Volunteers can become invaluable donors with the right approach. Read our article to learn how to leverage these relationships.

Look no further, because your future annual and major gift donors are right in front of you! Volunteers have proven over and over again to be invaluable resources to nonprofit organizations, providing their time, talent, ideas, and social ties to help advance an organization’s mission. Now is the time organizations should put in the same effort and attention toward engaging with their volunteer base as they do their donors.

Individuals who donate their time to nonprofit organizations tend to donate their money, as well. In fact, 39% of donors supported a nonprofit by volunteering before they made a financial contribution. Having meaningful volunteer opportunities can strengthen donor relationships with an organization and is crucial to an organization’s successful fundraising strategy.

77 million people, or 23% of the total US population, volunteer across the US each year.

$29.95 is the estimated value of a volunteer hour, which is a 4.9% increase from 2020 to 2021.

42% of high-net-worth individuals indicated that they hold leadership positions or sit on the board of directors at the organizations to which they give.

42% also claim to volunteer their time and/or services at the organizations to which they give.

Consider the following tips as you look to transition volunteers to donors.

1. establish a culture of philanthropy among volunteers.

Everyone in the organization, from the janitor to the chairman of the board, understands that philanthropy and fund development are critical to organizational health and that each individual has a role in the process. First and foremost, everyone is an ambassador.

Simone P. Joyaux, ACFRE

While every organization has its own way of doing things, philanthropy must be rooted in the organization’s culture to resonate with key stakeholders. Take the time to share your organization’s values, vision, and mission with your volunteers. Most of your organization’s supporters are considered cultural “adopters.” They are passionate, reliable, and motivated by external and internal factors. These cultural adopters should receive ongoing stewardship for the key role they play in pushing your organization’s mission forward.

2. Utilize moves management practices with your volunteer base.

3. Track volunteer engagement metrics in your CRM.

Just as you track donor activities and qualify donors on a regular cadence, consider tracking key volunteer engagement metrics and wealth screen your established volunteer base. These metrics can help your organization identify engagement trends, indicate where the relationship currently sits with each volunteer, and flag those who have the capacity to give.
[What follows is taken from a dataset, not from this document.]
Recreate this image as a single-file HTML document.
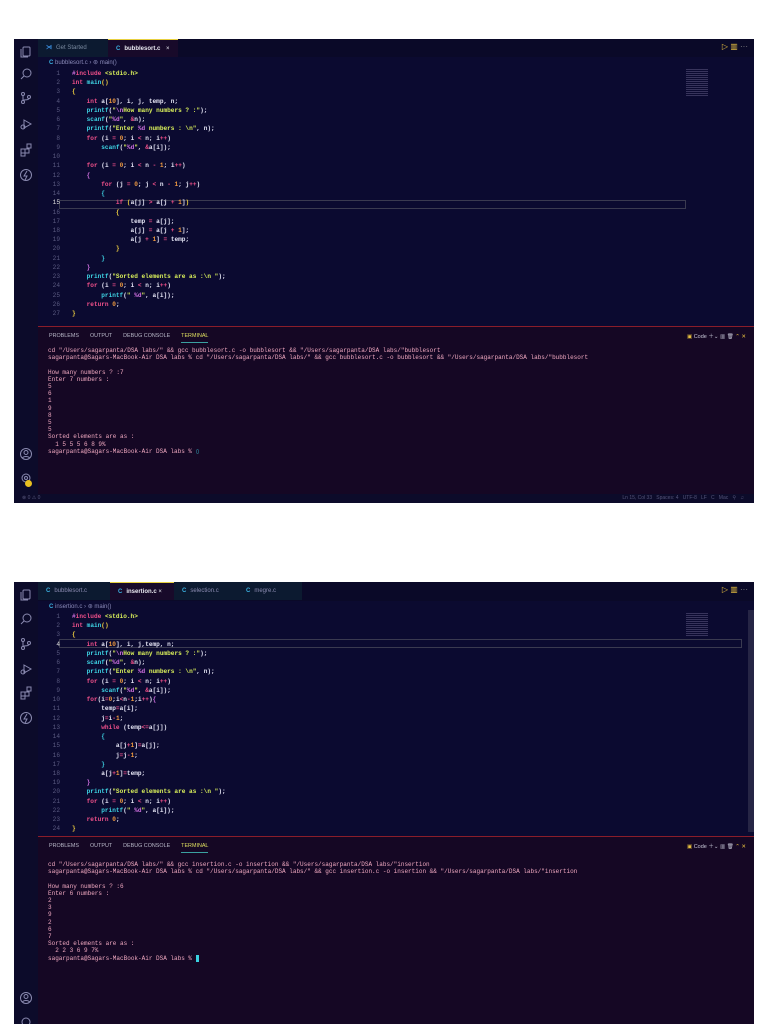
<!DOCTYPE html>
<html><head><meta charset="utf-8"><style>
*{margin:0;padding:0;box-sizing:border-box}
body{width:768px;height:1024px;background:#fff;position:relative;overflow:hidden;font-family:"Liberation Sans",sans-serif}
.win{position:absolute;left:14px;width:740px;background:#0b0a30;overflow:hidden}
.act{position:absolute;left:0;top:0;width:24px;bottom:0;background:#0c0b2a}
.act svg{position:absolute;left:5px}
.tabs{position:absolute;left:24px;right:0;top:0;height:18px;background:#0a0928}
.tab{position:absolute;top:0;height:18px;font-size:6px;color:#8a8ab0;line-height:18px;padding-left:8px}
.tab b{color:#3ab0e0;font-weight:bold;margin-right:4px}
.crumb{position:absolute;left:35px;font-size:6px;color:#8a8ab8}
pre{font-family:"Liberation Mono",monospace;font-size:6.1px;position:absolute;white-space:pre}
.ln{color:#5a5a80;text-align:right;width:22px;left:24px;line-height:9.23px}
.code{left:58px;color:#e4e4f4;line-height:9.23px;font-weight:bold}
.k{color:#f0508a}.f{color:#3ed4e4}.s{color:#d8ee5a}.n{color:#f09a40}.y{color:#f0d040}.p{color:#d070e0}
.term{position:absolute;left:24px;right:0;background:#150724;border-top:1.5px solid #8a1d2a}
.ttabs{position:absolute;left:11px;top:6px;font-size:5.4px;color:#b8b8c8}
.ttabs span{margin-right:11px}
.tt{color:#e0e060;border-bottom:1px solid #3aa0a0;padding-bottom:3px}
.tout{left:10px;color:#f0a8c0;font-size:6px;line-height:7.2px}
.tr{position:absolute;right:8px;top:5px;font-size:5.5px;color:#c8c8d8}
.status{position:absolute;left:0;right:0;height:9px;background:#0c0b2a;font-size:5px;color:#55557a;line-height:9px}
</style></head><body>

<!-- Window 1 -->
<div class="win" style="top:39px;height:464px">
 <div class="act">
  <svg style="top:6px" width="14" height="14" viewBox="0 0 14 14" fill="none" stroke="#8a8ab0" stroke-width="1"><rect x="4" y="2" width="7" height="9" rx="1"/><path d="M2 4v8h7"/></svg>
  <svg style="top:28px" width="14" height="14" viewBox="0 0 14 14" fill="none" stroke="#8a8ab0" stroke-width="1"><circle cx="8" cy="6" r="4"/><path d="M5 9l-3 3"/></svg>
  <svg style="top:52px" width="14" height="14" viewBox="0 0 14 14" fill="none" stroke="#8a8ab0" stroke-width="1"><circle cx="4" cy="3" r="1.5"/><circle cx="4" cy="11" r="1.5"/><circle cx="10" cy="6" r="1.5"/><path d="M4 4.5v5M10 7.5c0 2-6 1-6 2"/></svg>
  <svg style="top:78px" width="14" height="14" viewBox="0 0 14 14" fill="none" stroke="#8a8ab0" stroke-width="1"><path d="M5 3l7 4-7 4z"/><circle cx="4" cy="10" r="2"/></svg>
  <svg style="top:104px" width="14" height="14" viewBox="0 0 14 14" fill="none" stroke="#8a8ab0" stroke-width="1"><rect x="2" y="6" width="4" height="4"/><rect x="6" y="6" width="4" height="4"/><rect x="2" y="10" width="4" height="3"/><rect x="8" y="1" width="4" height="4"/></svg>
  <svg style="top:129px" width="14" height="14" viewBox="0 0 14 14" fill="none" stroke="#8a8ab0" stroke-width="1"><circle cx="7" cy="7" r="5.5"/><path d="M8 3L5 8h3l-2 4"/></svg>
  <svg style="top:408px" width="14" height="14" viewBox="0 0 14 14" fill="none" stroke="#8a8ab0" stroke-width="1"><circle cx="7" cy="7" r="5.5"/><circle cx="7" cy="5.5" r="2"/><path d="M3.5 11c1-2 6-2 7 0"/></svg>
  <svg style="top:432px" width="14" height="14" viewBox="0 0 14 14" fill="none" stroke="#8a8ab0" stroke-width="1"><circle cx="7" cy="7" r="4"/><circle cx="7" cy="7" r="1.5"/></svg>
  <div style="position:absolute;left:11px;top:441px;width:7px;height:7px;border-radius:50%;background:#e8c020"></div>
 </div>
 <div class="tabs">
  <div class="tab" style="left:0;width:70px;background:#0c1a30;color:#7a8aa0"><b style="color:#3a8ee0">⋊</b>Get Started</div>
  <div class="tab" style="left:70px;width:70px;background:#180a2a;color:#e8e8f0;border-top:1px solid #e8d040"><b>C</b><span style="font-weight:bold">bubblesort.c</span> <span style="margin-left:4px">×</span></div>
  <div style="position:absolute;right:6px;top:3px;font-size:8px;color:#e8c040">▷ ▥ <span style="color:#888">···</span></div>
 </div>
 <div class="crumb" style="top:20px"><b style="color:#3ab0e0">C</b> bubblesort.c › ⊛ main()</div>
 <div style="position:absolute;left:672px;top:29px;width:22px;height:28px;background:repeating-linear-gradient(#0b0a30 0 1px,#55507a 1px 2px);opacity:.6"></div>
 <div style="position:absolute;left:45px;right:68px;top:161px;height:9px;border:1px solid #3a3a50"></div>
<pre class="ln" style="top:30px">1
2
3
4
5
6
7
8
9
10
11
12
13
14
<span style="color:#ddd">15</span>
16
17
18
19
20
21
22
23
24
25
26
27</pre>
<pre class="code" style="top:30px"><span class="p">#</span><span class="k">include</span> <span class="s">&lt;stdio.h&gt;</span>
<span class="k">int</span> <span class="f">main</span><span class="y">()</span>
<span class="y">{</span>
    <span class="k">int</span> a[<span class="n">10</span>], i, j, temp, n;
    <span class="f">printf</span>(<span class="s">"</span><span class="p">\n</span><span class="s">How many numbers ? :"</span>);
    <span class="f">scanf</span>(<span class="s">"</span><span class="p">%d</span><span class="s">"</span>, <span class="k">&amp;</span>n);
    <span class="f">printf</span>(<span class="s">"Enter </span><span class="p">%d</span><span class="s"> numbers : \n"</span>, n);
    <span class="k">for</span> (i <span class="k">=</span> <span class="n">0</span>; i <span class="k">&lt;</span> n; i<span class="k">++</span>)
        <span class="f">scanf</span>(<span class="s">"</span><span class="p">%d</span><span class="s">"</span>, <span class="k">&amp;</span>a[i]);

    <span class="k">for</span> (i <span class="k">=</span> <span class="n">0</span>; i <span class="k">&lt;</span> n <span class="k">-</span> <span class="n">1</span>; i<span class="k">++</span>)
    <span class="p">{</span>
        <span class="k">for</span> (j <span class="k">=</span> <span class="n">0</span>; j <span class="k">&lt;</span> n <span class="k">-</span> <span class="n">1</span>; j<span class="k">++</span>)
        <span class="f">{</span>
            <span class="k">if</span> <span class="y">(</span>a[j] <span class="k">&gt;</span> a[j <span class="k">+</span> <span class="n">1</span>]<span class="y">)</span>
            <span class="y">{</span>
                temp <span class="k">=</span> a[j];
                a[j] <span class="k">=</span> a[j <span class="k">+</span> <span class="n">1</span>];
                a[j <span class="k">+</span> <span class="n">1</span>] <span class="k">=</span> temp;
            <span class="y">}</span>
        <span class="f">}</span>
    <span class="p">}</span>
    <span class="f">printf</span>(<span class="s">"Sorted elements are as :\n "</span>);
    <span class="k">for</span> (i <span class="k">=</span> <span class="n">0</span>; i <span class="k">&lt;</span> n; i<span class="k">++</span>)
        <span class="f">printf</span>(<span class="s">" </span><span class="p">%d</span><span class="s">"</span>, a[i]);
    <span class="k">return</span> <span class="n">0</span>;
<span class="y">}</span></pre>
 <div class="term" style="top:287px;bottom:9px">
  <div class="ttabs"><span>PROBLEMS</span><span>OUTPUT</span><span>DEBUG CONSOLE</span><span class="tt">TERMINAL</span></div>
  <div class="tr"><span style="color:#e8c040">▣</span> Code ＋⌄ ▥ 🗑 <span style="color:#e8c040">⌃ ✕</span></div>
<pre class="tout" style="top:20px">cd "/Users/sagarpanta/DSA labs/" &amp;&amp; gcc bubblesort.c -o bubblesort &amp;&amp; "/Users/sagarpanta/DSA labs/"bubblesort
sagarpanta@Sagars-MacBook-Air DSA labs % cd "/Users/sagarpanta/DSA labs/" &amp;&amp; gcc bubblesort.c -o bubblesort &amp;&amp; "/Users/sagarpanta/DSA labs/"bubblesort

How many numbers ? :7
Enter 7 numbers :
5
6
1
9
8
5
5
Sorted elements are as :
  1 5 5 5 6 8 9%
sagarpanta@Sagars-MacBook-Air DSA labs % <span style="color:#3ad0e0">▯</span></pre>
 </div>
 <div class="status" style="bottom:0"><span style="margin-left:8px">⊗ 0 ⚠ 0</span><span style="position:absolute;right:10px">Ln 15, Col 33 &nbsp; Spaces: 4 &nbsp; UTF-8 &nbsp; LF &nbsp; C &nbsp; Mac &nbsp; ⚲ &nbsp; ♫</span></div>
</div>

<!-- Window 2 -->
<div class="win" style="top:582px;height:442px">
 <div class="act">
  <svg style="top:6px" width="14" height="14" viewBox="0 0 14 14" fill="none" stroke="#8a8ab0" stroke-width="1"><rect x="4" y="2" width="7" height="9" rx="1"/><path d="M2 4v8h7"/></svg>
  <svg style="top:30px" width="14" height="14" viewBox="0 0 14 14" fill="none" stroke="#8a8ab0" stroke-width="1"><circle cx="8" cy="6" r="4"/><path d="M5 9l-3 3"/></svg>
  <svg style="top:55px" width="14" height="14" viewBox="0 0 14 14" fill="none" stroke="#8a8ab0" stroke-width="1"><circle cx="4" cy="3" r="1.5"/><circle cx="4" cy="11" r="1.5"/><circle cx="10" cy="6" r="1.5"/><path d="M4 4.5v5M10 7.5c0 2-6 1-6 2"/></svg>
  <svg style="top:80px" width="14" height="14" viewBox="0 0 14 14" fill="none" stroke="#8a8ab0" stroke-width="1"><path d="M5 3l7 4-7 4z"/><circle cx="4" cy="10" r="2"/></svg>
  <svg style="top:104px" width="14" height="14" viewBox="0 0 14 14" fill="none" stroke="#8a8ab0" stroke-width="1"><rect x="2" y="6" width="4" height="4"/><rect x="6" y="6" width="4" height="4"/><rect x="2" y="10" width="4" height="3"/><rect x="8" y="1" width="4" height="4"/></svg>
  <svg style="top:129px" width="14" height="14" viewBox="0 0 14 14" fill="none" stroke="#8a8ab0" stroke-width="1"><circle cx="7" cy="7" r="5.5"/><path d="M8 3L5 8h3l-2 4"/></svg>
  <svg style="top:409px" width="14" height="14" viewBox="0 0 14 14" fill="none" stroke="#8a8ab0" stroke-width="1"><circle cx="7" cy="7" r="5.5"/><circle cx="7" cy="5.5" r="2"/><path d="M3.5 11c1-2 6-2 7 0"/></svg>
  <svg style="top:433px" width="14" height="14" viewBox="0 0 14 14" fill="none" stroke="#8a8ab0" stroke-width="1"><circle cx="7" cy="7" r="4"/></svg>
 </div>
 <div class="tabs" style="height:19px">
  <div class="tab" style="left:0;width:72px;background:#0c1a30"><b>C</b>bubblesort.c</div>
  <div class="tab" style="left:72px;width:64px;background:#180a2a;color:#e8e8f0;border-top:1px solid #e8d040"><b>C</b><span style="font-weight:bold">insertion.c</span> ×</div>
  <div class="tab" style="left:136px;width:64px;background:#0c1a30"><b>C</b>selection.c</div>
  <div class="tab" style="left:200px;width:64px;background:#0c1a30"><b>C</b>megre.c</div>
  <div style="position:absolute;right:6px;top:3px;font-size:8px;color:#e8c040">▷ ▥ <span style="color:#888">···</span></div>
 </div>
 <div class="crumb" style="top:21px"><b style="color:#3ab0e0">C</b> insertion.c › ⊛ main()</div>
 <div style="position:absolute;left:672px;top:30px;width:22px;height:24px;background:repeating-linear-gradient(#0b0a30 0 1px,#55507a 1px 2px);opacity:.6"></div>
 <div style="position:absolute;left:734px;top:28px;width:6px;height:222px;background:#262545"></div>
 <div style="position:absolute;left:45px;right:12px;top:57px;height:9px;border:1px solid #3a3a50"></div>
<pre class="ln" style="top:30px">1
2
3
<span style="color:#ddd">4</span>
5
6
7
8
9
10
11
12
13
14
15
16
17
18
19
20
21
22
23
24</pre>
<pre class="code" style="top:30px"><span class="p">#</span><span class="k">include</span> <span class="s">&lt;stdio.h&gt;</span>
<span class="k">int</span> <span class="f">main</span><span class="y">()</span>
<span class="y">{</span>
    <span class="k">int</span> a[<span class="n">10</span>], i, j,temp, n;
    <span class="f">printf</span>(<span class="s">"</span><span class="p">\n</span><span class="s">How many numbers ? :"</span>);
    <span class="f">scanf</span>(<span class="s">"</span><span class="p">%d</span><span class="s">"</span>, <span class="k">&amp;</span>n);
    <span class="f">printf</span>(<span class="s">"Enter </span><span class="p">%d</span><span class="s"> numbers : \n"</span>, n);
    <span class="k">for</span> (i <span class="k">=</span> <span class="n">0</span>; i <span class="k">&lt;</span> n; i<span class="k">++</span>)
        <span class="f">scanf</span>(<span class="s">"</span><span class="p">%d</span><span class="s">"</span>, <span class="k">&amp;</span>a[i]);
    <span class="k">for</span>(i<span class="k">=</span><span class="n">0</span>;i<span class="k">&lt;</span>n<span class="k">-</span><span class="n">1</span>;i<span class="k">++</span>)<span class="p">{</span>
        temp<span class="k">=</span>a[i];
        j<span class="k">=</span>i<span class="k">-</span><span class="n">1</span>;
        <span class="k">while</span> (temp<span class="k">&lt;=</span>a[j])
        <span class="f">{</span>
            a[j<span class="k">+</span><span class="n">1</span>]<span class="k">=</span>a[j];
            j<span class="k">=</span>j<span class="k">-</span><span class="n">1</span>;
        <span class="f">}</span>
        a[j<span class="k">+</span><span class="n">1</span>]<span class="k">=</span>temp;
    <span class="p">}</span>
    <span class="f">printf</span>(<span class="s">"Sorted elements are as :\n "</span>);
    <span class="k">for</span> (i <span class="k">=</span> <span class="n">0</span>; i <span class="k">&lt;</span> n; i<span class="k">++</span>)
        <span class="f">printf</span>(<span class="s">" </span><span class="p">%d</span><span class="s">"</span>, a[i]);
    <span class="k">return</span> <span class="n">0</span>;
<span class="y">}</span></pre>
 <div class="term" style="top:254px;bottom:0">
  <div class="ttabs"><span>PROBLEMS</span><span>OUTPUT</span><span>DEBUG CONSOLE</span><span class="tt">TERMINAL</span></div>
  <div class="tr"><span style="color:#e8c040">▣</span> Code ＋⌄ ▥ 🗑 <span style="color:#e8c040">⌃ ✕</span></div>
<pre class="tout" style="top:24px">cd "/Users/sagarpanta/DSA labs/" &amp;&amp; gcc insertion.c -o insertion &amp;&amp; "/Users/sagarpanta/DSA labs/"insertion
sagarpanta@Sagars-MacBook-Air DSA labs % cd "/Users/sagarpanta/DSA labs/" &amp;&amp; gcc insertion.c -o insertion &amp;&amp; "/Users/sagarpanta/DSA labs/"insertion

How many numbers ? :6
Enter 6 numbers :
2
3
9
2
6
7
Sorted elements are as :
  2 2 3 6 9 7%
sagarpanta@Sagars-MacBook-Air DSA labs % <span style="background:#3ad0e0"> </span></pre>
 </div>
</div>
</body></html>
Example metrics can include the following: service hours, event attendance, social media interactions, personalized visits or one-on-one phone calls, or email open rates.

4. engage different generations of volunteers.

When considering how to engage volunteers across generations, demographics, or backgrounds, it is important to remember that every person is unique. As younger generations become more involved with various philanthropic causes, immersive volunteer opportunities that convey impact will be a driver for individuals looking to make a gift. One-third of millennials shared that they give more to a nonprofit they are actively volunteering with, compared to 21% of Gen X and 12% of Baby Boomers. Think outside the box on how you can meet each generation where they are and provide a volunteer experience that aligns with their values and motivations.

5. invest in tailoring the volunteer experience.

Consider offering a wide variety of volunteer opportunities that provide flexibility and focus on an individual’s strengths and interests. When engaging any donor or community member, be prepared with a list of volunteer experiences that could be in-person, virtual, seasonal, individual, or team/corporate based. Hands-on opportunities that allow a volunteer to see your mission in action are critical.

Explore how you can leverage your organization’s volunteer leadership opportunities, such as a board role or committee, to leverage an individual’s expertise and raise the sights of key stakeholders already engaged in your mission.

the takeaway: Enhance Your Volunteer Relationships.

Strong volunteer engagement is a key component of nonprofit success. Engage your volunteers as you would your donors. A volunteer who is also a donor is deeply invested in the impact they can make in an organization they care about. Focus on building individual volunteer relationships that leverage their diverse stories, skills, and experiences to support your fundraising efforts.